Social Justice (semester)
This social justice elective begins with the premise that knowledge is a means of engagement and empowerment. While some review of theory and history will provide a contextual framework, the emphasis will remain with readings of accounts by selected individuals, such as Martin Luther King Jr., Malcolm X, Mahatma Gandhi, Susan B. Anthony, Nelson Mandela, and Cesar Chavez. Particular attention will be paid to scale development within movements and strategies. Specific eras in the expansion of civil and human rights will be examined through the lens of Malcolm Gladwell’s concept of the ‘tipping point’ and James Lawson’s framework for nonviolent action.
Sociology is the systematic study of the groups and societies in which people live. In this introductory course, we examine and analyze how social structures and cultures are created, maintained, and most importantly, how they affect behavior. The course examines social stratification, deviance, education, and race and ethnicity seeking what we can conclude about our social systems. As students deconstruct the social interactions and behaviors, they study what theory and research can tell about human social behavior.
US History Through Film
The study of US History through film engages students with two key elements: the history of film as a popular medium, and history on film. Spanning the twentieth and early twenty-first centuries, this course investigates the relationship between ‘popular’ and ‘academic’ memory as represented through historical film as well as the social and political commentaries that directors make through their work.

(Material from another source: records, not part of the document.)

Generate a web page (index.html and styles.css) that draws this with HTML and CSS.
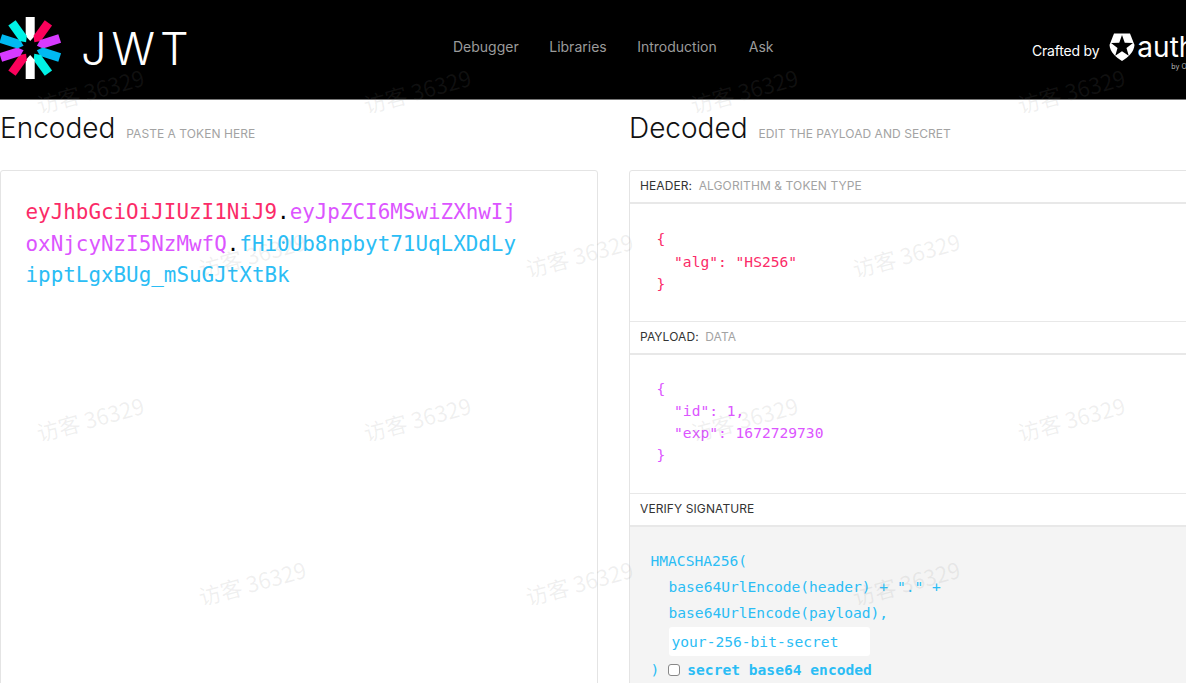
FILE: index.html
```html
<!DOCTYPE html>
<html lang="en">
<head>
<meta charset="utf-8">
<title>JWT Debugger</title>
<link rel="stylesheet" href="styles.css">
</head>
<body>
<div class="page">
  <header class="topbar">
    <div class="brand">
      <svg class="star" width="62" height="64" viewBox="0 0 62 64" aria-hidden="true">
        <g transform="translate(30.2 32)">
          <polygon points="-4.500,-31 4.500,-31 4.500,-12 0,-7 -4.500,-12" fill="#fff"/>
          <polygon points="-4.500,-31 4.500,-31 4.500,-12 0,-7 -4.500,-12" fill="#fb015b" transform="rotate(36)"/>
          <polygon points="-4.500,-31 4.500,-31 4.500,-12 0,-7 -4.500,-12" fill="#d63aff" transform="rotate(72)"/>
          <polygon points="-4.500,-31 4.500,-31 4.500,-12 0,-7 -4.500,-12" fill="#00b9f1" transform="rotate(108)"/>
          <polygon points="-4.500,-31 4.500,-31 4.500,-12 0,-7 -4.500,-12" fill="#00f2e6" transform="rotate(144)"/>
          <polygon points="-4.500,-31 4.500,-31 4.500,-12 0,-7 -4.500,-12" fill="#fff" transform="rotate(180)"/>
          <polygon points="-4.500,-31 4.500,-31 4.500,-12 0,-7 -4.500,-12" fill="#fb015b" transform="rotate(216)"/>
          <polygon points="-4.500,-31 4.500,-31 4.500,-12 0,-7 -4.500,-12" fill="#d63aff" transform="rotate(252)"/>
          <polygon points="-4.500,-31 4.500,-31 4.500,-12 0,-7 -4.500,-12" fill="#00b9f1" transform="rotate(288)"/>
          <polygon points="-4.500,-31 4.500,-31 4.500,-12 0,-7 -4.500,-12" fill="#00f2e6" transform="rotate(324)"/>
        </g>
      </svg>
      <span class="wordmark">JWT</span>
    </div>
    <nav class="nav">
      <a>Debugger</a>
      <a>Libraries</a>
      <a>Introduction</a>
      <a>Ask</a>
    </nav>
    <div class="crafted">
      <span class="crafted-by">Crafted by</span>
      <svg class="shield" width="26" height="28" viewBox="0 0 26 28" aria-hidden="true">
        <path fill="#fff" d="M5 .5 H21 L25.500 12 C25 19 19 24.500 13 28 C7 24.500 1 19 .5 12 Z"/>
        <polygon fill="#000" points="13,2 15.760,9.700 23.940,9.950 17.470,14.950 19.760,22.800 13,18.200 6.240,22.800 8.530,14.950 2.060,9.950 10.240,9.700"/>
      </svg>
      <span class="auth-block">
        <span class="auth-name">auth0</span>
        <span class="auth-by">by Okta</span>
      </span>
    </div>
  </header>

  <main class="columns">
    <section class="column">
      <h2 class="col-title">Encoded <small>PASTE A TOKEN HERE</small></h2>
      <div class="panel encoded">
        <div class="token"><span class="red">eyJhbGciOiJIUzI1NiJ9</span>.<span class="purple">eyJpZCI6MSwiZXhwIj<br>oxNjcyNzI5NzMwfQ</span>.<span class="blue">fHi0Ub8npbyt71UqLXDdLy<br>ipptLgxBUg_mSuGJtXtBk</span></div>
      </div>
    </section>

    <section class="column">
      <h2 class="col-title">Decoded <small>EDIT THE PAYLOAD AND SECRET</small></h2>
      <div class="panel decoded">
        <div class="sec-head">HEADER: <small>ALGORITHM &amp; TOKEN TYPE</small></div>
        <pre class="sec-body json red head-body">{
  "alg": "HS256"
}</pre>
        <div class="sec-head">PAYLOAD: <small>DATA</small></div>
        <pre class="sec-body json purple payload-body">{
  "id": 1,
  "exp": 1672729730
}</pre>
        <div class="sec-head">VERIFY SIGNATURE</div>
        <div class="sec-body verify blue">
          <div class="v-line">HMACSHA256(</div>
          <div class="v-line indent">base64UrlEncode(header) + "." +</div>
          <div class="v-line indent">base64UrlEncode(payload),</div>
          <div class="indent"><span class="secret">your-256-bit-secret</span></div>
          <div class="v-close">)<span class="check"></span><b>secret base64 encoded</b></div>
        </div>
      </div>
    </section>
  </main>

  <div class="wm w1">访客 36329</div>
  <div class="wm w2">访客 36329</div>
  <div class="wm w3">访客 36329</div>
  <div class="wm w4">访客 36329</div>
  <div class="wm w5">访客 36329</div>
  <div class="wm w6">访客 36329</div>
  <div class="wm w7">访客 36329</div>
  <div class="wm w8">访客 36329</div>
  <div class="wm w9">访客 36329</div>
  <div class="wm w10">访客 36329</div>
  <div class="wm w11">访客 36329</div>
  <div class="wm w12">访客 36329</div>
  <div class="wm w13">访客 36329</div>
  <div class="wm w14">访客 36329</div>
</div>
</body>
</html>
```

FILE: styles.css
```css
* { box-sizing: border-box; }
html, body { margin: 0; padding: 0; }
body { background: #fff; font-family: "Inter", "Noto Sans CJK SC", sans-serif; color: #000; }
.page { position: relative; width: 1186px; height: 683px; overflow: hidden; }

.topbar { display: flex; align-items: flex-start; height: 100px; background: #000; border-bottom: 1px solid #777; }
.brand { display: flex; align-items: center; width: 453px; height: 96px; flex: none; }
.star { flex: none; }
.wordmark { margin-left: 19px; color: #fff; font-family: "Inter", sans-serif; font-weight: 300; font-size: 45px; letter-spacing: 5px; line-height: 1; white-space: nowrap; }
.nav { display: flex; gap: 30.5px; padding-top: 38px; width: 579px; flex: none; }
.nav a { color: #9b9b9b; font-size: 14px; line-height: 17px; }
.nav a:last-child { margin-left: 1.5px; }
.crafted { display: flex; align-items: flex-start; flex: none; padding-top: 33px; }
.crafted-by { color: #fff; font-size: 14px; line-height: 17px; margin-top: 9px; letter-spacing: -.2px; white-space: nowrap; }
.shield { flex: none; margin-left: 10px; }
.auth-block { display: flex; flex-direction: column; margin-left: 2px; }
.auth-name { color: #fff; font-size: 28px; line-height: 28px; }
.auth-by { color: #bbb; font-size: 7px; line-height: 9px; margin-left: 34px; margin-top: 1px; white-space: nowrap; }

.columns { display: grid; grid-template-columns: 598px 640px; column-gap: 31px; }
.col-title { margin: 0; height: 70px; padding-top: 10px; font-weight: 300; font-size: 28px; line-height: 36px; color: #111; white-space: nowrap; }
.col-title small { margin-left: 3px; font-size: 12px; font-weight: 400; color: #a3a3a3; letter-spacing: .05px; }

.panel { border: 1px solid #e4e4e4; border-radius: 3px; height: 560px; }
.decoded { margin-left: -.5px; }
.encoded { padding: 26px 24.5px; }
.token { font-family: "DejaVu Sans Mono", monospace; font-size: 20.9px; line-height: 31.5px; color: #000; }
.red { color: #fb2b68; }
.purple { color: #dc55ff; }
.blue { color: #2bbdf5; }

.sec-head { height: 33px; padding-left: 10.5px; border-bottom: 2px solid #e8e8e8; font-size: 12px; line-height: 30px; font-weight: 400; color: #333; letter-spacing: .1px; }
.sec-head small { margin-left: 3px; font-size: 12px; color: #a3a3a3; }
.sec-body { margin: 0; font-family: "DejaVu Sans Mono", monospace; font-size: 14.6px; line-height: 22.5px; }
.json { padding: 24px 0 0 27px; border-bottom: 1px solid #e8e8e8; }
.head-body { height: 118px; }
.payload-body { height: 139px; line-height: 22px; padding-top: 23px; }
.verify { background: #f4f4f4; height: 170px; padding: 21px 0 0 21px; }
.v-line { height: 26px; line-height: 26px; }
.indent { padding-left: 18px; }
.secret { display: block; width: 201px; height: 29px; margin-top: 1px; background: #fff; border-radius: 3px; padding-left: 3px; line-height: 29px; }
.v-close { display: flex; align-items: center; height: 28px; }
.check { width: 12px; height: 12px; margin: 0 7px 0 9px; background: #fff; border: 1px solid #888; border-radius: 3px; }
.v-close b { font-weight: 700; }

.wm { position: absolute; width: 120px; margin-left: -60px; margin-top: -13px; text-align: center; font-family: "Noto Sans CJK SC", sans-serif; font-size: 22px; line-height: 26px; color: rgba(128, 128, 128, .12); white-space: nowrap; transform: rotate(-15deg); pointer-events: none; }
.w1 { left: 90px; top: 90px; }
.w2 { left: 417px; top: 90px; }
.w3 { left: 744px; top: 90px; }
.w4 { left: 1071px; top: 90px; }
.w5 { left: 252px; top: 254px; }
.w6 { left: 579px; top: 254px; }
.w7 { left: 906px; top: 254px; }
.w8 { left: 90px; top: 418px; }
.w9 { left: 417px; top: 418px; }
.w10 { left: 744px; top: 418px; }
.w11 { left: 1071px; top: 418px; }
.w12 { left: 252px; top: 582px; }
.w13 { left: 579px; top: 582px; }
.w14 { left: 906px; top: 582px; }
```
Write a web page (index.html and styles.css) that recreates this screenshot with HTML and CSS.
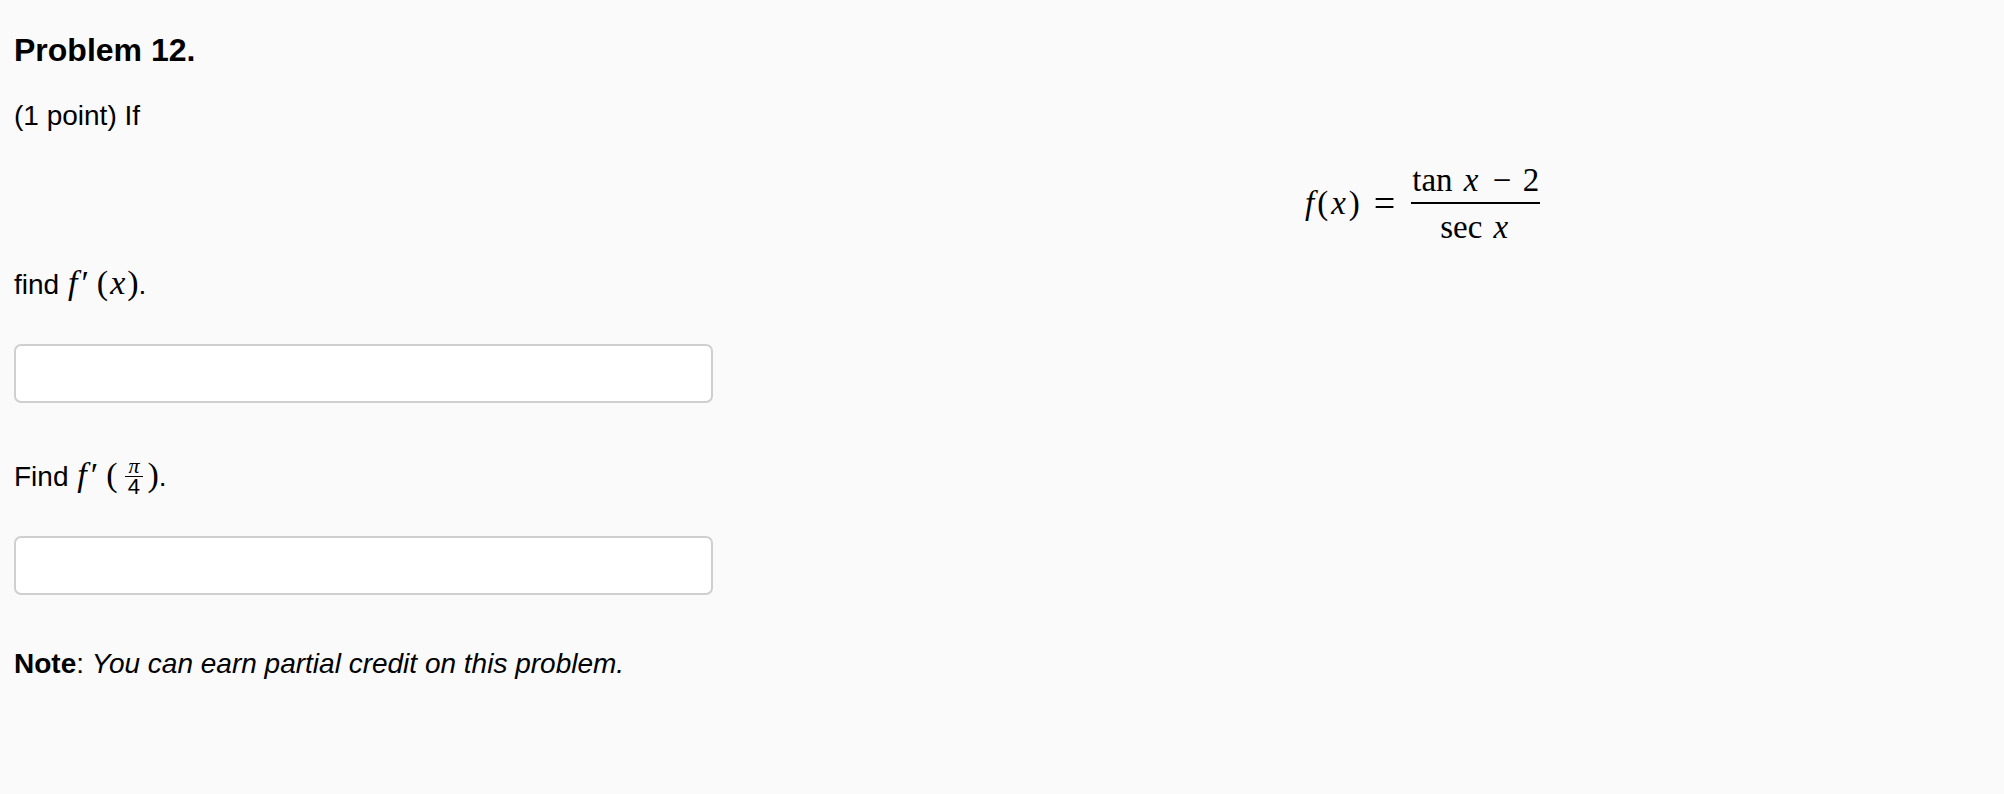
FILE: index.html
```html
<!DOCTYPE html>
<html>
<head>
<meta charset="utf-8">
<link rel="stylesheet" href="styles.css">
</head>
<body>
<div class="problem">
  <h3 class="title">Problem 12.</h3>
  <p class="intro">(1 point) If</p>
  <div class="display">
    <span class="m big"><i class="f">f</i>(<i>x</i>)<span class="eq">=</span><span class="frac"><span class="num">tan <i>x</i> <span class="op">−</span> 2</span><span class="den">sec <i>x</i></span></span></span>
  </div>
  <p class="q">find <span class="m"><i class="f">f</i><span class="prime">′</span>(<i>x</i>)</span>.</p>
  <div class="answer"><input class="box" type="text"></div>
  <p class="q">Find <span class="m"><i class="f">f</i><span class="prime">′</span>(<span class="sfrac"><span class="snum"><i>π</i></span><span class="sden">4</span></span>)</span>.</p>
  <div class="answer"><input class="box" type="text"></div>
  <p class="note"><b>Note</b>: <i>You can earn partial credit on this problem.</i></p>
</div>
</body>
</html>
```
FILE: styles.css
```css
html, body {
  margin: 0;
  background: #fafafa;
}
body {
  font-family: "Liberation Sans", Arial, sans-serif;
  color: #000;
}
.problem {
  padding: 0 14px;
}
.title {
  font-size: 32px;
  font-weight: bold;
  margin: 0;
  padding-top: 32px;
  line-height: 36px;
}
.intro, .q, .note {
  font-size: 28px;
  line-height: 32px;
  margin: 0;
}
.intro {
  margin-top: 32px;
}
.display {
  padding-left: 1290px;
  margin-top: 24px;
  margin-bottom: 17px;
  height: 94px;
  display: flex;
  align-items: center;
}
.m {
  font-family: "Liberation Serif", "Times New Roman", serif;
  font-size: 34px;
}
.m.big {
  font-size: 33px;
  display: flex;
  align-items: center;
}
.m i {
  font-style: italic;
  padding: 0 2px;
}
.m.big i {
  padding: 0 3px;
}
.m i.f {
  padding: 0 3px 0 1px;
}
.eq {
  font-size: 38px;
  margin: 0 16px 0 14px;
}
.op {
  margin: 0 3px;
}
.frac {
  display: inline-flex;
  flex-direction: column;
  text-align: center;
}
.num {
  border-bottom: 2px solid #000;
  padding: 0 1px 5px;
  line-height: 34px;
}
.den {
  padding-top: 6px;
  line-height: 34px;
}
.prime {
  margin-left: 1px;
  margin-right: 8px;
}
.sfrac {
  display: inline-flex;
  flex-direction: column;
  vertical-align: 13px;
  font-size: 22px;
  line-height: 20px;
  text-align: center;
  margin: 0 5px -10px 8px;
}
.snum {
  border-bottom: 1px solid #000;
  padding: 0 1px;
}
.sfrac .sden {
  font-family: "Liberation Sans", Arial, sans-serif;
}
.answer {
  margin-top: 43px;
  margin-bottom: 53px;
}
.box {
  display: block;
  box-sizing: border-box;
  width: 699px;
  height: 59px;
  margin: 0;
  border: 2px solid #cfcfcf;
  border-radius: 7px;
  background: #fff;
  font-size: 26px;
  padding: 4px 10px;
  outline: none;
}
.note b {
  font-weight: bold;
}
```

In this course, students acquire a basic understanding of the history and ideologies of the major world religions, including Hinduism, Buddhism, Confucianism, Taoism, Islam, Judaism, and Christianity. This course will provide students with knowledge of the historical development of each religion as well as the sacred texts and ethical principles specific to each faith. Other topics such as death and the afterlife, and concepts of divinity within each faith perspective will be covered.